Working with video, drawing and software, Portuguese-Brazilian Yara Veloso (b. 1993, Lisbon) looks into the (dis)comfort that arises when humanity and technology meet. Having studied Design at the KABK (Royal Academy Den Hague), followed by a Masters in Graphic Design at Werkplaats Typografie (Arnhem), her practice oscillates between making interactive webpages, conceiving visual identities, and creating immersive (and often participatory) installations or happenings.

For a species in constant development; technology has always provided us with tools to tighten our grip on the world, to make sense of the chaos. Embodying human intervention, its history goes hand-in-hand with the evolution of language: from clay line and finger marks on caves, to cuneiform tablets, up to the written, and even the printed word. Technological advancements of the 20th century have diverted this human evolution in a way, by splitting our world into two parallel and reciprocal entities: the physical and the digital. A fascination with how this exponentially alters our consciousness and our way of being in the world, is at the root of Veloso’s work. Occupied with language and its structuring of our perception, she explores how thought-processes are rewired through the fusion between mankind and computers.

Defying a moralistic stance, Veloso is rather intrigued by the awkwardness and clumsiness that sometimes occurs in this encounter. Like observing a first date where an attempted smooth kiss goes wrong, noses bumping into each other. Through humor, she casts a playful eye onto the constructed-ness of those systems that we all have come to take for granted. Systems we can no longer live without, systems we have internalised to the point that they are integral to our functioning. What logic has motivated these inventions? From a sober distance, and especially when in use by large groups of people simultaneously, these “solutions” of human engineering look rather absurd. Human evolution, high on a spiked cocktail of steroids. Perhaps the advancement is going too fast?
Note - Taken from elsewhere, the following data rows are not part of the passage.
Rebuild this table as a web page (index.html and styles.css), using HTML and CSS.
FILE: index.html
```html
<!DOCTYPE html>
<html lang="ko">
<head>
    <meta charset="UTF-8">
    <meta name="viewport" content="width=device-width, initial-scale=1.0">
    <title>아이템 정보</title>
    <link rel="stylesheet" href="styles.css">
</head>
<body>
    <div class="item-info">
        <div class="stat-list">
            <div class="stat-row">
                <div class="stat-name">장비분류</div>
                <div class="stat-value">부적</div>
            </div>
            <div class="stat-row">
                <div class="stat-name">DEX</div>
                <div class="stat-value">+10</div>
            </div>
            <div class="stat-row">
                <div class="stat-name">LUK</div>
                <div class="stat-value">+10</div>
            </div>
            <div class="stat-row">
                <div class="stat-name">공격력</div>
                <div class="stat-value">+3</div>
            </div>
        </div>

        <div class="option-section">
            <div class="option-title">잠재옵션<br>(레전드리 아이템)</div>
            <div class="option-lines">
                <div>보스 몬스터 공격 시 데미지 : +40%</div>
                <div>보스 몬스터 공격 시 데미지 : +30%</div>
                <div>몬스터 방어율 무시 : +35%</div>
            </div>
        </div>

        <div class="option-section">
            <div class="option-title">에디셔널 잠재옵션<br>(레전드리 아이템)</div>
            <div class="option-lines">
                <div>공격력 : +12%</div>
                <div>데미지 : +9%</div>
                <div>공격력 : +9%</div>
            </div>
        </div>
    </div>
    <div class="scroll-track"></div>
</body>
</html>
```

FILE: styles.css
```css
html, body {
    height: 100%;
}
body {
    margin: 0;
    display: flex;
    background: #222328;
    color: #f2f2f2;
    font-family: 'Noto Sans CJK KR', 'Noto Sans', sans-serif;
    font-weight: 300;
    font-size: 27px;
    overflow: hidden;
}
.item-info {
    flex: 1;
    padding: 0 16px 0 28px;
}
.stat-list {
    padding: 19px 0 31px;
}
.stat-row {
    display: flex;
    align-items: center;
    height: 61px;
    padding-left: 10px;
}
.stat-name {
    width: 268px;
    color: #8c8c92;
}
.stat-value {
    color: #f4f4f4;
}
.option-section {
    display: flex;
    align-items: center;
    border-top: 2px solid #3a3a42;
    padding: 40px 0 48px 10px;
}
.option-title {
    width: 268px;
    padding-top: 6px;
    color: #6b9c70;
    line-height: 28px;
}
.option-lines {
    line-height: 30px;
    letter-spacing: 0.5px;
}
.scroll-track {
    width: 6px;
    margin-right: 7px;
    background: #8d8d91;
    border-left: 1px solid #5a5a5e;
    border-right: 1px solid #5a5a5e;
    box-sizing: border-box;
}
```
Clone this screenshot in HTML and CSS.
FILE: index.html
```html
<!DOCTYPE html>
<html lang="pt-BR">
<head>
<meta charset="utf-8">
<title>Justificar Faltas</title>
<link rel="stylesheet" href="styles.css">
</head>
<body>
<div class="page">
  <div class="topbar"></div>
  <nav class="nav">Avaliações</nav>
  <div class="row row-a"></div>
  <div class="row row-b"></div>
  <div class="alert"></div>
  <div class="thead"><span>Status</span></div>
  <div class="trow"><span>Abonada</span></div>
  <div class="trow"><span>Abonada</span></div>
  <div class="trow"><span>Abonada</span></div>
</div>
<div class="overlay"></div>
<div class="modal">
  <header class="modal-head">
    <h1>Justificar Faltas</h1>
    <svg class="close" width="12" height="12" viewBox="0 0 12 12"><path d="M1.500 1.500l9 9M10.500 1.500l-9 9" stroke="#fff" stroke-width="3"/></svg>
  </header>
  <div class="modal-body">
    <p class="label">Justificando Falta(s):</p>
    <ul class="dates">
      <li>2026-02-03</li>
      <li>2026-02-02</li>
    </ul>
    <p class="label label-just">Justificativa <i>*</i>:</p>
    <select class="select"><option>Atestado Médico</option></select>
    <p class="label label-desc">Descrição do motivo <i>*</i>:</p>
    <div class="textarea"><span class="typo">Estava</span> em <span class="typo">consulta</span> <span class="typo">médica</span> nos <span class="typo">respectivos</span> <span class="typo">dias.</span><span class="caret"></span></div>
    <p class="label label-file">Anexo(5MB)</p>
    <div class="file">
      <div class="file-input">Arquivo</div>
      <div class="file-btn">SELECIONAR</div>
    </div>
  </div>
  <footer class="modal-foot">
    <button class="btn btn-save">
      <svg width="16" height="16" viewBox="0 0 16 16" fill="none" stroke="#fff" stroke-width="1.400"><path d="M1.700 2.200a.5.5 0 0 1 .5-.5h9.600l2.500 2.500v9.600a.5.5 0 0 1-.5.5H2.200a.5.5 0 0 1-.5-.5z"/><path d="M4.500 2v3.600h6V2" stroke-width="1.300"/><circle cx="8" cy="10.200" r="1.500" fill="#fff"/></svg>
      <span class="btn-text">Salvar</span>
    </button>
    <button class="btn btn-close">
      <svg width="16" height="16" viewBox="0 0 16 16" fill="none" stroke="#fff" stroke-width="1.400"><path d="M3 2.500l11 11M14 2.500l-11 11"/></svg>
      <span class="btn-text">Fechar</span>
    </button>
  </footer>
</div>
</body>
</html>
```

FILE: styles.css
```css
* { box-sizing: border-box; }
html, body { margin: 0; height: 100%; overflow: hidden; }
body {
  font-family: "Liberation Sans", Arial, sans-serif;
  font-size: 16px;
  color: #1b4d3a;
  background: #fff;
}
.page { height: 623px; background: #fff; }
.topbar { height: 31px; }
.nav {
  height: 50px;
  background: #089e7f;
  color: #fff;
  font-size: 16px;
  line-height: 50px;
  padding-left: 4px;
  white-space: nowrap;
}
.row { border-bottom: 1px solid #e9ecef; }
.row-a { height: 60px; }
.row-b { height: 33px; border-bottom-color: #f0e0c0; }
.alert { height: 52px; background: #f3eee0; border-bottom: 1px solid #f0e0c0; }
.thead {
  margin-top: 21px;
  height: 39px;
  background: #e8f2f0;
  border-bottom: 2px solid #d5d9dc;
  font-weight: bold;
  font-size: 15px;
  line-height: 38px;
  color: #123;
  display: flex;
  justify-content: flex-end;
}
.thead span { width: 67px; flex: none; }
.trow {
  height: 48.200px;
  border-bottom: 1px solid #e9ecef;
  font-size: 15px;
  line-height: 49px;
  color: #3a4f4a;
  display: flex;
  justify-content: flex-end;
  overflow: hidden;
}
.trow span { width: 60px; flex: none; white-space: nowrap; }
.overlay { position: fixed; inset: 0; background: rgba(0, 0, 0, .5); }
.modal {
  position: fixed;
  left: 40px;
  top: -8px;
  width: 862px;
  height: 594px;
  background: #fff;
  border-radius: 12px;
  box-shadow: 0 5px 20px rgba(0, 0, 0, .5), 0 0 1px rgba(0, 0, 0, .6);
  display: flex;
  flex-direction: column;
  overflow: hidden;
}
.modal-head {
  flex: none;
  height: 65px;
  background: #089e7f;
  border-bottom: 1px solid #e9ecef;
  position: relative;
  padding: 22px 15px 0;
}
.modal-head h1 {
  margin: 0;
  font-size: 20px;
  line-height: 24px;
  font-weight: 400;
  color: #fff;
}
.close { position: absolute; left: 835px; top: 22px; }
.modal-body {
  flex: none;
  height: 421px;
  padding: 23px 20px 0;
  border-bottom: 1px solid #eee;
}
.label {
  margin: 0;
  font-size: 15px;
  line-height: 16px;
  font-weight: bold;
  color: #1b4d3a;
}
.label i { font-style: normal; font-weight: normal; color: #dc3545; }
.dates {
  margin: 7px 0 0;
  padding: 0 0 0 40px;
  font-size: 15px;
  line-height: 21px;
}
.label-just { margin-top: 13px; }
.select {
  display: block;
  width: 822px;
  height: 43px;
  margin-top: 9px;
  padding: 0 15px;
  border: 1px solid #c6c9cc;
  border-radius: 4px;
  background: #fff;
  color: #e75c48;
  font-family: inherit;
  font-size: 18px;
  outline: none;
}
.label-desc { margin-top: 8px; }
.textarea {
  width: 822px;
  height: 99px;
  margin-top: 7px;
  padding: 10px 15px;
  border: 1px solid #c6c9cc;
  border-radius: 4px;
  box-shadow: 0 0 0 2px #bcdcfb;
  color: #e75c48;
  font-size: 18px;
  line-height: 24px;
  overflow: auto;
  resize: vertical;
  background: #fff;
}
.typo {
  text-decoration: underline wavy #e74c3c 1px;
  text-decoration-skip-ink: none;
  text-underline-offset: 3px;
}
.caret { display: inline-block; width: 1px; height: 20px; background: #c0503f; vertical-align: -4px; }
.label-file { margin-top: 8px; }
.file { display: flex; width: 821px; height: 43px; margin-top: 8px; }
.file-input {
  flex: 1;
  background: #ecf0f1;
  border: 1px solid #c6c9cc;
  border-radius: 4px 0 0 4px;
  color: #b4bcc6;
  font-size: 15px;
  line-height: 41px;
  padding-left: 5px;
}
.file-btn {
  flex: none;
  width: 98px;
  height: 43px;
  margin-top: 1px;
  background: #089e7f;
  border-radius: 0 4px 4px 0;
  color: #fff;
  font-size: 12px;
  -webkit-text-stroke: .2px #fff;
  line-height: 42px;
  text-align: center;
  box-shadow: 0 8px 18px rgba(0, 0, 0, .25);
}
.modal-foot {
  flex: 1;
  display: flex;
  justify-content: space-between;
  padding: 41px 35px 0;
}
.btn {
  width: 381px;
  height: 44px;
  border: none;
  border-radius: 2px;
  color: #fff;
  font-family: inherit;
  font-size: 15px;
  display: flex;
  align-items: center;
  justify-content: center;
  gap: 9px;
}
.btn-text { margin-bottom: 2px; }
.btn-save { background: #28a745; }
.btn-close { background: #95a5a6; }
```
The question of agency arises. What happened to the Future? (2019), in collaboration with Vera Van de Seyp looks at the archive of Poetry International through a new media lens. The project brings together crowdsourced words, an interactive and participatory chatbot poem (Life is Given to Us Humans) and a video showing the algorithm on the loose. For these new developments don’t halt our relentless urge to leave a trace of ourselves into this world. On the contrary, this urge gets even more frantic now that our imprints are both digital and physical. asdfghjkl (2023, ongoing) is a growing database collecting these reminders of human existence, probing the question of “who’s directing who” in this continuous, and seemingly ephemeral amalgam of content creation. Frue/Talse Portal and Ynoes (2023) make these traces physical again. These large steel panels doodle-like drawings of our physical receptors - eyes, hands and ears - in bright colours, obstructing and rearranging our viewing of reality - in this case, the exhibition.

Veloso considers technological add-ons as new extensions of our senses. They envelop and slowly suffocate us in a tightly wrapped filter. Being the new architecture of our society, they don’t only run parallel to the physical world, but are exceedingly intertwined with it. Weird-looking ergonomic inventions are another recurring motif in Veloso’s work, often blown up into grotesque proportions. A phone on our arm recording our heartbeat and itinerary whilst running, is turned into a bulky iPad strapped to the pillars of a building in Hug (2021). The ideal positioning for hands on a keyboard deviates into new iconography in The Way Things are Going (2022), referring to John Ruskins’ statement that whilst drawing, a line should always have a destination. And so asks the artist, what direction are we going? From a distance and isolated from their everyday use, these inventions and rules look so random. Qwerty or Azerty? It’s all very confusing.